La verdadera reciprocidad consistiría en hacer padecer el mismo calvario a los ciudadanos de los 146 países que nos exigen visa: que paguen el alto costo que nosotros pagamos, que esperen los largos meses que nosotros esperamos, que presenten documentos bancarios, títulos de propiedades, certificados de buena conducta de la policía, una foto perfecta y más. Nada de eso sucede. A Bolivia entra como Pedro por su casa cualquier mochilero con alpargatas, aunque no tenga cuatro pesos para subsistir durante su estadía.
Las agencias de turismo, más preocupadas por su negocio que por la dignidad del país, son las que presionan al gobierno para que no exija visas a nadie. Tienen más poder que el ministerio de Relaciones Exteriores, con el argumento falaz de que, si Bolivia exige visas, no vendrán turistas. Parece que ignoran que los países que atraen más turismo en el mundo, son precisamente los que exigen visas (Francia, Italia, Grecia, etc). Para atraer turistas lo que hay que hacer es crear condiciones atractivas, no basta decir que tenemos un bello salar si los hoteles son una porquería y si Uyuni o Copacabana son basurales y por La Paz corren las aguas de una cloaca abierta.

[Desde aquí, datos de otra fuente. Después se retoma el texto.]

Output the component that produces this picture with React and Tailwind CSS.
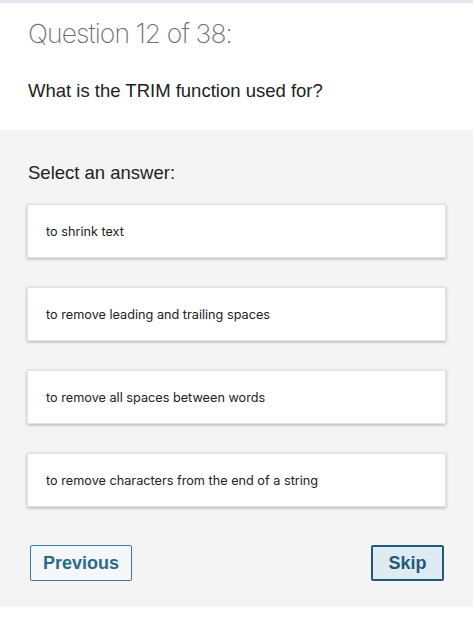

La reciprocidad tiene, además, un precedente histórico que no debemos olvidar, al menos en lo que se refiere a los países europeos. Entre 1880 y 1930, más de doce millones de europeos empobrecidos desembarcaron en América Latina con una mano atrás y otra adelante, muertos de hambre, en su mayoría analfabetos que apenas sabían escribir su nombre.
Descendían de barcos abarrotados, sin documentos de identidad ni recursos para sobrevivir, huyendo de la miseria de una Europa incapaz de alimentarlos y de darles trabajo, sobre todo de Italia, Portugal y España, los países subdesarrollados del viejo continente. Fueron acogidos en Argentina, Brasil, Uruguay, Cuba o Venezuela, y siguieron su tránsito a otros países donde se instalaron, tuvieron descendencia y algunos hicieron fortuna. En Asturias (España) fotografié las casas de los “indianos”, ostentosas y de mal gusto, de los que regresaban de América con las petacas llenas.
Sin educación, pero con la voluntad de progresar se dedicaron al comercio o a la agricultura y se mezclaron en el crisol de identidades que hoy constituye la población diversa de nuestra región latinoamericana. Esto lo conozco no sólo por la información histórica disponible, sino porque tuve abuelos maternos de Italia y Francia que fueron parte de esa gran ola de migrantes que supuso una presión demográfica muy superior a la de los latinoamericanos que, un siglo más tarde, buscan viajar a Europa pero no son recibidos con la misma generosidad.
En resumen, somos tratados como ciudadanos de quinta. Quizás lo merecemos, gracias a un gobierno que apoya a Rusia en la agresión a Ucrania, y a violadores de derechos humanos como Nicaragua o Venezuela, entre otros. Pero hay sin duda otras razones para discriminarnos como apestados, que quizás los canadienses o europeos nos puedan explicar (ya que de esas cosas nuestra improvisada Cancillería no entiende absolutamente nada).